> Your objective
Extract every line where the string "this" appears.

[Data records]
···

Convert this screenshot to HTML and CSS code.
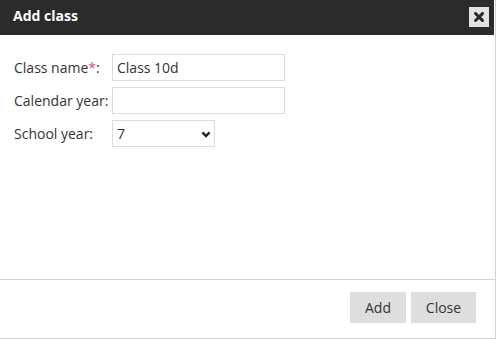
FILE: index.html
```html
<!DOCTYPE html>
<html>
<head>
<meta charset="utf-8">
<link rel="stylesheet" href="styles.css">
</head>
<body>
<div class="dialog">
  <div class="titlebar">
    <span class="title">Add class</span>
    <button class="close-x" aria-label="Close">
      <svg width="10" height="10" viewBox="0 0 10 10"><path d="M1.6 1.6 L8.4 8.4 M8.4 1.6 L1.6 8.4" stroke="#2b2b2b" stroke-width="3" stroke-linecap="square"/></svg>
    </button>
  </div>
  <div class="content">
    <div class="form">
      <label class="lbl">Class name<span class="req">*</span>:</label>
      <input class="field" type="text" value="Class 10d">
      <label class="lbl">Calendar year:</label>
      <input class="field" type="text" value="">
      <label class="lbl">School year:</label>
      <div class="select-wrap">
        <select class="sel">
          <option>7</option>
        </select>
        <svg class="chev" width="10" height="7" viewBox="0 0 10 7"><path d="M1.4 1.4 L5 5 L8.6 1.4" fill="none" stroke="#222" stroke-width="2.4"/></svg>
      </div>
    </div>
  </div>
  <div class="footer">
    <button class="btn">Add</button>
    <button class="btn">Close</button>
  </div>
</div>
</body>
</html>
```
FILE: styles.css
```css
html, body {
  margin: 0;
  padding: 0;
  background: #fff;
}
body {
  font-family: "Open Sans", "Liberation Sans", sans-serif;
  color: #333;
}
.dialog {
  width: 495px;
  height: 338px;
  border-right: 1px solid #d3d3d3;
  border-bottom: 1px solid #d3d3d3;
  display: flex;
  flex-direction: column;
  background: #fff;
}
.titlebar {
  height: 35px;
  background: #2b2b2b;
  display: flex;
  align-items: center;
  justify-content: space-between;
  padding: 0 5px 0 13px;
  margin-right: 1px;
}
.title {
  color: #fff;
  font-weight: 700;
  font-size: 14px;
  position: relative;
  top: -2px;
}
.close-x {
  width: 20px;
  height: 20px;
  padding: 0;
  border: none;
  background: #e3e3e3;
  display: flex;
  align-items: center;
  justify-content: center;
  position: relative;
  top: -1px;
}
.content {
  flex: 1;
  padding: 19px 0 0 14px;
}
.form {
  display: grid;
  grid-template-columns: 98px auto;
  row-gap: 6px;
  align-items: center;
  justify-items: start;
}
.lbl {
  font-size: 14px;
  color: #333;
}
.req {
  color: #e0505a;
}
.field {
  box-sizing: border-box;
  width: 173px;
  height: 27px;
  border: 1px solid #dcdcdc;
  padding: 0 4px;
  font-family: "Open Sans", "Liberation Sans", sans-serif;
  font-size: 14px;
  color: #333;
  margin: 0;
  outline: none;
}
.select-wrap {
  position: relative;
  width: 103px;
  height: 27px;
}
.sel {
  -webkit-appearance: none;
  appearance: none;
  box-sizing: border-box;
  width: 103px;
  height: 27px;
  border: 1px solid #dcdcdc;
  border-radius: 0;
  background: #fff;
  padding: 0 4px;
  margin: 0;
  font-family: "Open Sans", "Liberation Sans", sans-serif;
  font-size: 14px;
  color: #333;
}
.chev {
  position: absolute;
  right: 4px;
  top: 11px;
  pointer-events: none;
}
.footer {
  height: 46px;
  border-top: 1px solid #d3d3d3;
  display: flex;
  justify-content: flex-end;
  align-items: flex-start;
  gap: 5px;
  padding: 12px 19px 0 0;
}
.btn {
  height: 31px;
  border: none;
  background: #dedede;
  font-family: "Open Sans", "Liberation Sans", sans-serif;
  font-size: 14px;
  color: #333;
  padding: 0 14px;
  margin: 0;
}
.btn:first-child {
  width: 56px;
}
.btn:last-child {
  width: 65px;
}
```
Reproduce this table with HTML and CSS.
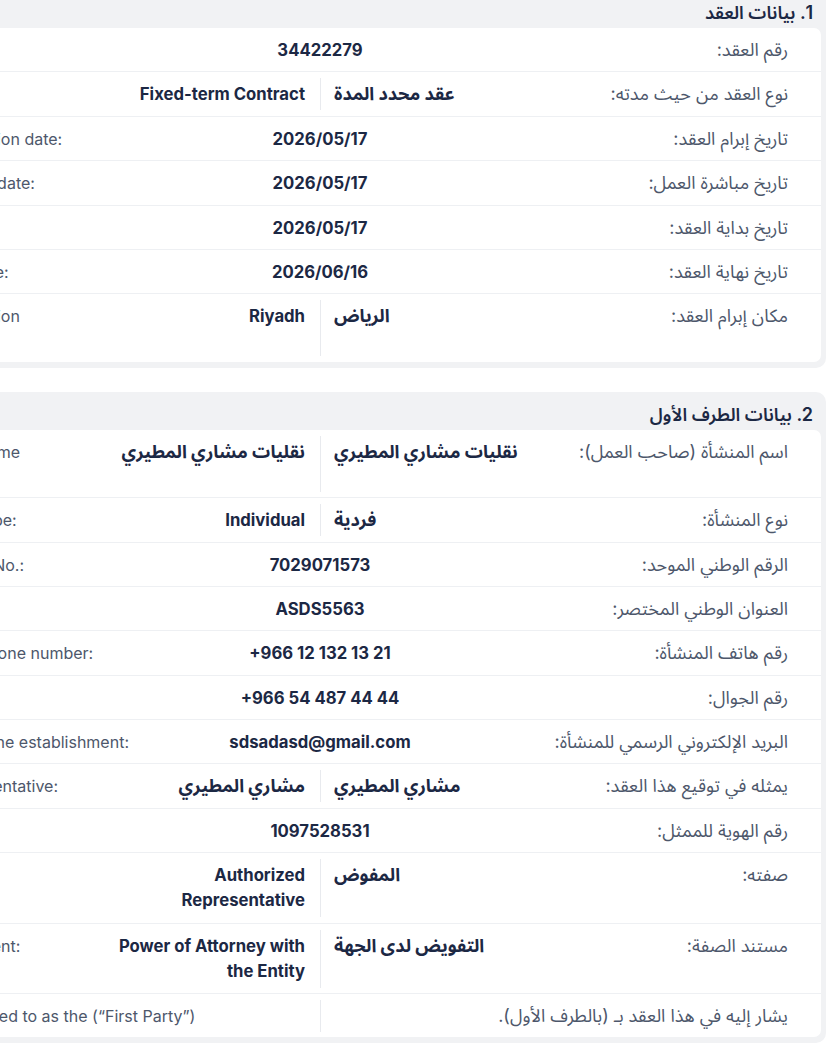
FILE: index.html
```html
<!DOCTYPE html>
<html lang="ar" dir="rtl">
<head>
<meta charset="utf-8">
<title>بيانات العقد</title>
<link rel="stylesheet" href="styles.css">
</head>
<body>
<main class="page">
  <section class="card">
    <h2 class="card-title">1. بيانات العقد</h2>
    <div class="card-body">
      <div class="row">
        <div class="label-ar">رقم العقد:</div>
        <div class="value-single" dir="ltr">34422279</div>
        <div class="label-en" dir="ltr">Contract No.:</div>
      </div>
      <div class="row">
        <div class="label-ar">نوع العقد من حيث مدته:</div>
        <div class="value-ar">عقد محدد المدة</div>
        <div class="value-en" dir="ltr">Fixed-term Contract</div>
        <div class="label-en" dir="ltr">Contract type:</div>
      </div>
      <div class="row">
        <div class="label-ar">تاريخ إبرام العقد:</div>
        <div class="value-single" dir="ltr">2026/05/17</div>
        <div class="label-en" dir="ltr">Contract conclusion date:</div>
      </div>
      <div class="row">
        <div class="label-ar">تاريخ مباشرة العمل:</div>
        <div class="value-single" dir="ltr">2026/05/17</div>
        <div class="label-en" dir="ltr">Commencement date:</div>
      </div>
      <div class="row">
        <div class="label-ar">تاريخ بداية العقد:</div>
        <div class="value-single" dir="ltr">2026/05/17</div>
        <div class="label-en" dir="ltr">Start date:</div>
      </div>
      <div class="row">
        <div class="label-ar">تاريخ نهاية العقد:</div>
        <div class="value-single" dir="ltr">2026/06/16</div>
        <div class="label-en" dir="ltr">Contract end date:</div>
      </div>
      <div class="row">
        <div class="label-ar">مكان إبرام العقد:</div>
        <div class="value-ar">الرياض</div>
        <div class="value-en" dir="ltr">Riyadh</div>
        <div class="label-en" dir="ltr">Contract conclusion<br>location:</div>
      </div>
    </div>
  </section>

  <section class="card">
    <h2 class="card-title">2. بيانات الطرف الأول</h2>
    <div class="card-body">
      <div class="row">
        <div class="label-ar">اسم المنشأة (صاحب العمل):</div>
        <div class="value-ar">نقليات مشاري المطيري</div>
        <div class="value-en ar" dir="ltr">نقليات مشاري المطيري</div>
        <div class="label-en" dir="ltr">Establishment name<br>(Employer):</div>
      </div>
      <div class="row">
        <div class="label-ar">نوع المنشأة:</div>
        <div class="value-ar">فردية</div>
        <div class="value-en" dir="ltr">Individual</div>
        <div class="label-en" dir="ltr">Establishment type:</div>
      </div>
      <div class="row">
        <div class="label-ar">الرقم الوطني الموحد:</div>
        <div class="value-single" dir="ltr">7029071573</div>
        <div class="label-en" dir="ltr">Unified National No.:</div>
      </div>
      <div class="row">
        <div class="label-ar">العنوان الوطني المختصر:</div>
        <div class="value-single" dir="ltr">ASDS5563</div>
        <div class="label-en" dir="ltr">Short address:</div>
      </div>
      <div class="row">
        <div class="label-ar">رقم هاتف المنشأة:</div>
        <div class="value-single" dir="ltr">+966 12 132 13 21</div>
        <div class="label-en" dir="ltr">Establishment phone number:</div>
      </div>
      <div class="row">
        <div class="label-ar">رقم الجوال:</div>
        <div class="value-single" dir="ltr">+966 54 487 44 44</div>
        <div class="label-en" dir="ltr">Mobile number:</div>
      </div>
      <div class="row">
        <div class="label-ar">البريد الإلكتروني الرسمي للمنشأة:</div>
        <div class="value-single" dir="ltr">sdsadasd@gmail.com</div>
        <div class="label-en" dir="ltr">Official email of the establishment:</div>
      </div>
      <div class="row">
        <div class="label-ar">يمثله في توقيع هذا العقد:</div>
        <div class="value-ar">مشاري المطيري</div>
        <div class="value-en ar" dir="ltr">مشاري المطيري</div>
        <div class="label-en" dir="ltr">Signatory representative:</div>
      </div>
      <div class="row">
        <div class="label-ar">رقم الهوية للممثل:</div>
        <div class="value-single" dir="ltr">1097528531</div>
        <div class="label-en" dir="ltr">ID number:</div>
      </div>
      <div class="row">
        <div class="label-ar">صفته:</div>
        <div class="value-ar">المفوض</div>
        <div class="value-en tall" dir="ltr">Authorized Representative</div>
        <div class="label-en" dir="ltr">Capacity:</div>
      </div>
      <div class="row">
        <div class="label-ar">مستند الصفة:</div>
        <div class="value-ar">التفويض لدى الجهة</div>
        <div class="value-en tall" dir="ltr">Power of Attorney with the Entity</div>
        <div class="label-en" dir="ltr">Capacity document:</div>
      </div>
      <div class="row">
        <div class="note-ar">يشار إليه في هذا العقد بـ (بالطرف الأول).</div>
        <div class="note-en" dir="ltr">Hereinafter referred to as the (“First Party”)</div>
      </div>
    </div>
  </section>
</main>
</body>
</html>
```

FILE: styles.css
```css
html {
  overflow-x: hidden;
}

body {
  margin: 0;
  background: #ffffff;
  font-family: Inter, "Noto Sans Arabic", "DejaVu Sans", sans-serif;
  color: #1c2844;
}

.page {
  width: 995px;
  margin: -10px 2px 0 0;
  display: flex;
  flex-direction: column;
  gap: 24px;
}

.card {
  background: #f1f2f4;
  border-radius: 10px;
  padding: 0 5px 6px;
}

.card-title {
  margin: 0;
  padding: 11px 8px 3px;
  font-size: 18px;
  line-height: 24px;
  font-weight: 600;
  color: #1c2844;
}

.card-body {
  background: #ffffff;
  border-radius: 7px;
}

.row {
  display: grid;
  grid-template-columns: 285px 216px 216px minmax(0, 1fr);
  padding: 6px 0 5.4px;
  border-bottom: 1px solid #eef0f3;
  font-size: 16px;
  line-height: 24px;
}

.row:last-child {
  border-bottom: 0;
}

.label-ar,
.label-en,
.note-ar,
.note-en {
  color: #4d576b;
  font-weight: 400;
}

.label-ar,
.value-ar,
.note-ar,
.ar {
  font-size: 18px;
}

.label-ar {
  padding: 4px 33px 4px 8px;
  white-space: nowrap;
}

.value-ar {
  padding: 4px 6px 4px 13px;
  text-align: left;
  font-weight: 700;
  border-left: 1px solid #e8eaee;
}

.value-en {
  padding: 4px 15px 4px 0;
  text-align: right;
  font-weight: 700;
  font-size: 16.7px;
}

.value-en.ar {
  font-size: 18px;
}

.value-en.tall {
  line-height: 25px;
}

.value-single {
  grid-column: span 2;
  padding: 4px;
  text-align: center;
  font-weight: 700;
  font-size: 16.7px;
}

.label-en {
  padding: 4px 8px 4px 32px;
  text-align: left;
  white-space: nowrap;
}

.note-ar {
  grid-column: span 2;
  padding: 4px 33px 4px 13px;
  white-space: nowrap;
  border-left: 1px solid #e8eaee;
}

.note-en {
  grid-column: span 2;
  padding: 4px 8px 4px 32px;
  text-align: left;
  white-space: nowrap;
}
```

···

> Written response
Convert this screenshot to HTML and CSS code.
Reproduce this table with HTML and CSS.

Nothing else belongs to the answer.